Provided material:
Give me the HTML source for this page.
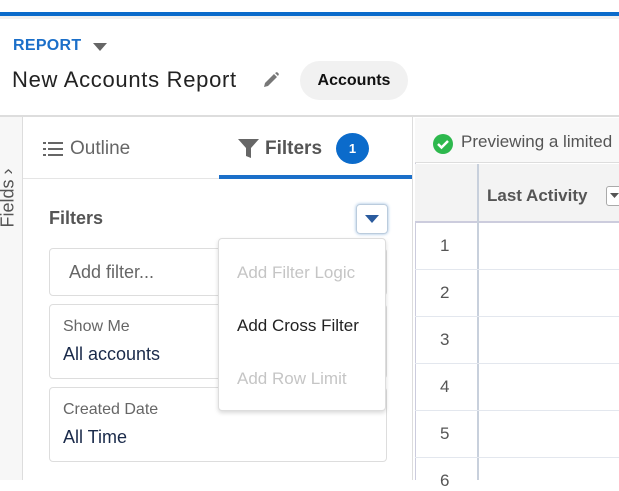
<!DOCTYPE html>
<html><head><style>
*{margin:0;padding:0;box-sizing:border-box}
body{width:619px;height:480px;overflow:hidden;background:#fff;font-family:"Liberation Sans",sans-serif;position:relative;color:#3e3e3c}
.a{position:absolute}
</style></head><body>
<div class="a" style="left:0;top:12px;width:619px;height:4px;background:#0b6bcb"></div>
<div class="a" style="left:0;top:16px;width:619px;height:3px;background:#f0f0f0"></div>
<div class="a" style="left:13px;top:37px;font-size:16px;color:#1b6fc9;font-weight:bold;letter-spacing:0.3px">REPORT</div>
<svg class="a" style="left:92px;top:42px" width="16" height="10"><path d="M1 1h14L8 9z" fill="#666"/></svg>
<div class="a" style="left:12px;top:67px;font-size:22px;color:#222;letter-spacing:0.7px">New Accounts Report</div>
<svg class="a" style="left:262px;top:71px" width="18" height="18"><path d="M2 16l1-4 9-9 3 3-9 9z M13 2l2-1 2 2-1 2z" fill="#777"/></svg>
<div class="a" style="left:300px;top:61px;width:108px;height:39px;border-radius:20px;background:#f1f1f1;font-size:16px;font-weight:bold;color:#111;text-align:center;line-height:39px">Accounts</div>
<div class="a" style="left:0;top:115px;width:619px;height:2px;background:#ddd"></div>
<!-- left strip -->
<div class="a" style="left:0;top:117px;width:23px;height:363px;background:#f7f7f7;border-right:1px solid #ddd;overflow:hidden">
<div class="a" style="left:-32px;top:60px;transform:rotate(-90deg);font-size:18px;color:#555;width:80px;white-space:nowrap">Fields ›</div>
</div>
<!-- panel -->
<div class="a" style="left:23px;top:178px;width:390px;height:1px;background:#e5e5e5"></div>
<div class="a" style="left:219px;top:175px;width:193px;height:4px;background:#1b6fc9"></div>
<svg class="a" style="left:43px;top:142px" width="20" height="14"><g fill="#666"><rect x="0" y="0" width="3" height="2"/><rect x="5" y="0" width="15" height="2"/><rect x="0" y="6" width="3" height="2"/><rect x="5" y="6" width="15" height="2"/><rect x="0" y="12" width="3" height="2"/><rect x="5" y="12" width="15" height="2"/></g></svg>
<div class="a" style="left:70px;top:138px;font-size:19px;color:#666">Outline</div>
<svg class="a" style="left:238px;top:139px" width="22" height="20"><path d="M0 0h21l-8 9v10l-5-2V9z" fill="#666"/></svg>
<div class="a" style="left:265px;top:138px;font-size:19px;font-weight:bold;color:#555">Filters</div>
<div class="a" style="left:336px;top:133px;width:33px;height:31px;border-radius:50%;background:#0b6bcb;color:#fff;font-size:13px;font-weight:bold;text-align:center;line-height:31px">1</div>
<div class="a" style="left:412px;top:117px;width:1px;height:363px;background:#ddd"></div>
<div class="a" style="left:49px;top:208px;font-size:18px;font-weight:bold;color:#555">Filters</div>
<div class="a" style="left:356px;top:204px;width:32px;height:30px;border:1px solid #bcd;border-radius:4px;box-shadow:0 0 3px #9bd"></div>
<svg class="a" style="left:365px;top:215px" width="14" height="9"><path d="M0 0h14L7 8z" fill="#2a5b9e"/></svg>
<div class="a" style="left:49px;top:248px;width:338px;height:48px;border:1px solid #ddd;border-radius:4px"></div>
<div class="a" style="left:69px;top:262px;font-size:18px;color:#666">Add filter...</div>
<div class="a" style="left:49px;top:304px;width:338px;height:75px;border:1px solid #ddd;border-radius:4px"></div>
<div class="a" style="left:63px;top:318px;font-size:16px;color:#666">Show Me</div>
<div class="a" style="left:63px;top:344px;font-size:18px;color:#1a2a4a">All accounts</div>
<div class="a" style="left:49px;top:387px;width:338px;height:75px;border:1px solid #ddd;border-radius:4px"></div>
<div class="a" style="left:63px;top:401px;font-size:16px;color:#666">Created Date</div>
<div class="a" style="left:63px;top:427px;font-size:18px;color:#1a2a4a">All Time</div>
<!-- dropdown -->
<div class="a" style="left:218px;top:238px;width:168px;height:173px;background:#fff;border:1px solid #ddd;border-radius:4px;box-shadow:0 2px 4px rgba(0,0,0,.15)"></div>
<div class="a" style="left:237px;top:263px;font-size:17px;color:#c5c5c5">Add Filter Logic</div>
<div class="a" style="left:237px;top:316px;font-size:17px;color:#222">Add Cross Filter</div>
<div class="a" style="left:237px;top:369px;font-size:17px;color:#c5c5c5">Add Row Limit</div>
<!-- right grid -->
<div class="a" style="left:415px;top:118px;width:204px;height:362px;background:#fff;border-left:1px solid #ccd"></div>
<div class="a" style="left:415px;top:118px;width:204px;height:45px;background:#f8f8f8;border-bottom:1px solid #ddd"></div>
<svg class="a" style="left:433px;top:134px" width="20" height="20"><circle cx="10" cy="10" r="10" fill="#2db84d"/><path d="M5 10l3.5 3.5L15 7" stroke="#fff" stroke-width="2.5" fill="none"/></svg>
<div class="a" style="left:461px;top:132px;font-size:17px;color:#555;white-space:nowrap">Previewing a limited</div>
<div class="a" style="left:415px;top:164px;width:204px;height:59px;background:#f3f3f3;border-bottom:2px solid #ccd"></div>
<div class="a" style="left:477px;top:164px;width:2px;height:316px;background:#c8d0dc"></div>
<div class="a" style="left:487px;top:186px;font-size:17px;font-weight:bold;color:#555;white-space:nowrap">Last Activity</div>
<div class="a" style="left:606px;top:186px;width:16px;height:20px;border:1px solid #aaa;border-radius:3px;background:#fff"></div>
<svg class="a" style="left:610px;top:193px" width="9" height="6"><path d="M0 0h9L4.5 5z" fill="#555"/></svg>
<div class="a" style="left:415px;top:269px;width:204px;height:1px;background:#e3e7ee"></div>
<div class="a" style="left:415px;top:316px;width:204px;height:1px;background:#e3e7ee"></div>
<div class="a" style="left:415px;top:363px;width:204px;height:1px;background:#e3e7ee"></div>
<div class="a" style="left:415px;top:410px;width:204px;height:1px;background:#e3e7ee"></div>
<div class="a" style="left:415px;top:457px;width:204px;height:1px;background:#e3e7ee"></div>
<div class="a" style="left:440px;top:236px;font-size:17px;color:#555">1</div>
<div class="a" style="left:440px;top:283px;font-size:17px;color:#555">2</div>
<div class="a" style="left:440px;top:330px;font-size:17px;color:#555">3</div>
<div class="a" style="left:440px;top:377px;font-size:17px;color:#555">4</div>
<div class="a" style="left:440px;top:424px;font-size:17px;color:#555">5</div>
<div class="a" style="left:440px;top:471px;font-size:17px;color:#555">6</div>
</body></html>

Exercise brief: Exclude the pictures, and transcribe all of the material exactly.

Solution to this task:
Give me the HTML source for this page.
<!DOCTYPE html>
<html><head><style>
*{margin:0;padding:0;box-sizing:border-box}
body{width:619px;height:480px;overflow:hidden;background:#fff;font-family:"Liberation Sans",sans-serif;position:relative;color:#3e3e3c}
.a{position:absolute}
</style></head><body>
<div class="a" style="left:0;top:12px;width:619px;height:4px;background:#0b6bcb"></div>
<div class="a" style="left:0;top:16px;width:619px;height:3px;background:#f0f0f0"></div>
<div class="a" style="left:13px;top:37px;font-size:16px;color:#1b6fc9;font-weight:bold;letter-spacing:0.3px">REPORT</div>
<svg class="a" style="left:92px;top:42px" width="16" height="10"><path d="M1 1h14L8 9z" fill="#666"/></svg>
<div class="a" style="left:12px;top:67px;font-size:22px;color:#222;letter-spacing:0.7px">New Accounts Report</div>
<svg class="a" style="left:262px;top:71px" width="18" height="18"><path d="M2 16l1-4 9-9 3 3-9 9z M13 2l2-1 2 2-1 2z" fill="#777"/></svg>
<div class="a" style="left:300px;top:61px;width:108px;height:39px;border-radius:20px;background:#f1f1f1;font-size:16px;font-weight:bold;color:#111;text-align:center;line-height:39px">Accounts</div>
<div class="a" style="left:0;top:115px;width:619px;height:2px;background:#ddd"></div>
<!-- left strip -->
<div class="a" style="left:0;top:117px;width:23px;height:363px;background:#f7f7f7;border-right:1px solid #ddd;overflow:hidden">
<div class="a" style="left:-32px;top:60px;transform:rotate(-90deg);font-size:18px;color:#555;width:80px;white-space:nowrap">Fields ›</div>
</div>
<!-- panel -->
<div class="a" style="left:23px;top:178px;width:390px;height:1px;background:#e5e5e5"></div>
<div class="a" style="left:219px;top:175px;width:193px;height:4px;background:#1b6fc9"></div>
<svg class="a" style="left:43px;top:142px" width="20" height="14"><g fill="#666"><rect x="0" y="0" width="3" height="2"/><rect x="5" y="0" width="15" height="2"/><rect x="0" y="6" width="3" height="2"/><rect x="5" y="6" width="15" height="2"/><rect x="0" y="12" width="3" height="2"/><rect x="5" y="12" width="15" height="2"/></g></svg>
<div class="a" style="left:70px;top:138px;font-size:19px;color:#666">Outline</div>
<svg class="a" style="left:238px;top:139px" width="22" height="20"><path d="M0 0h21l-8 9v10l-5-2V9z" fill="#666"/></svg>
<div class="a" style="left:265px;top:138px;font-size:19px;font-weight:bold;color:#555">Filters</div>
<div class="a" style="left:336px;top:133px;width:33px;height:31px;border-radius:50%;background:#0b6bcb;color:#fff;font-size:13px;font-weight:bold;text-align:center;line-height:31px">1</div>
<div class="a" style="left:412px;top:117px;width:1px;height:363px;background:#ddd"></div>
<div class="a" style="left:49px;top:208px;font-size:18px;font-weight:bold;color:#555">Filters</div>
<div class="a" style="left:356px;top:204px;width:32px;height:30px;border:1px solid #bcd;border-radius:4px;box-shadow:0 0 3px #9bd"></div>
<svg class="a" style="left:365px;top:215px" width="14" height="9"><path d="M0 0h14L7 8z" fill="#2a5b9e"/></svg>
<div class="a" style="left:49px;top:248px;width:338px;height:48px;border:1px solid #ddd;border-radius:4px"></div>
<div class="a" style="left:69px;top:262px;font-size:18px;color:#666">Add filter...</div>
<div class="a" style="left:49px;top:304px;width:338px;height:75px;border:1px solid #ddd;border-radius:4px"></div>
<div class="a" style="left:63px;top:318px;font-size:16px;color:#666">Show Me</div>
<div class="a" style="left:63px;top:344px;font-size:18px;color:#1a2a4a">All accounts</div>
<div class="a" style="left:49px;top:387px;width:338px;height:75px;border:1px solid #ddd;border-radius:4px"></div>
<div class="a" style="left:63px;top:401px;font-size:16px;color:#666">Created Date</div>
<div class="a" style="left:63px;top:427px;font-size:18px;color:#1a2a4a">All Time</div>
<!-- dropdown -->
<div class="a" style="left:218px;top:238px;width:168px;height:173px;background:#fff;border:1px solid #ddd;border-radius:4px;box-shadow:0 2px 4px rgba(0,0,0,.15)"></div>
<div class="a" style="left:237px;top:263px;font-size:17px;color:#c5c5c5">Add Filter Logic</div>
<div class="a" style="left:237px;top:316px;font-size:17px;color:#222">Add Cross Filter</div>
<div class="a" style="left:237px;top:369px;font-size:17px;color:#c5c5c5">Add Row Limit</div>
<!-- right grid -->
<div class="a" style="left:415px;top:118px;width:204px;height:362px;background:#fff;border-left:1px solid #ccd"></div>
<div class="a" style="left:415px;top:118px;width:204px;height:45px;background:#f8f8f8;border-bottom:1px solid #ddd"></div>
<svg class="a" style="left:433px;top:134px" width="20" height="20"><circle cx="10" cy="10" r="10" fill="#2db84d"/><path d="M5 10l3.5 3.5L15 7" stroke="#fff" stroke-width="2.5" fill="none"/></svg>
<div class="a" style="left:461px;top:132px;font-size:17px;color:#555;white-space:nowrap">Previewing a limited</div>
<div class="a" style="left:415px;top:164px;width:204px;height:59px;background:#f3f3f3;border-bottom:2px solid #ccd"></div>
<div class="a" style="left:477px;top:164px;width:2px;height:316px;background:#c8d0dc"></div>
<div class="a" style="left:487px;top:186px;font-size:17px;font-weight:bold;color:#555;white-space:nowrap">Last Activity</div>
<div class="a" style="left:606px;top:186px;width:16px;height:20px;border:1px solid #aaa;border-radius:3px;background:#fff"></div>
<svg class="a" style="left:610px;top:193px" width="9" height="6"><path d="M0 0h9L4.5 5z" fill="#555"/></svg>
<div class="a" style="left:415px;top:269px;width:204px;height:1px;background:#e3e7ee"></div>
<div class="a" style="left:415px;top:316px;width:204px;height:1px;background:#e3e7ee"></div>
<div class="a" style="left:415px;top:363px;width:204px;height:1px;background:#e3e7ee"></div>
<div class="a" style="left:415px;top:410px;width:204px;height:1px;background:#e3e7ee"></div>
<div class="a" style="left:415px;top:457px;width:204px;height:1px;background:#e3e7ee"></div>
<div class="a" style="left:440px;top:236px;font-size:17px;color:#555">1</div>
<div class="a" style="left:440px;top:283px;font-size:17px;color:#555">2</div>
<div class="a" style="left:440px;top:330px;font-size:17px;color:#555">3</div>
<div class="a" style="left:440px;top:377px;font-size:17px;color:#555">4</div>
<div class="a" style="left:440px;top:424px;font-size:17px;color:#555">5</div>
<div class="a" style="left:440px;top:471px;font-size:17px;color:#555">6</div>
</body></html>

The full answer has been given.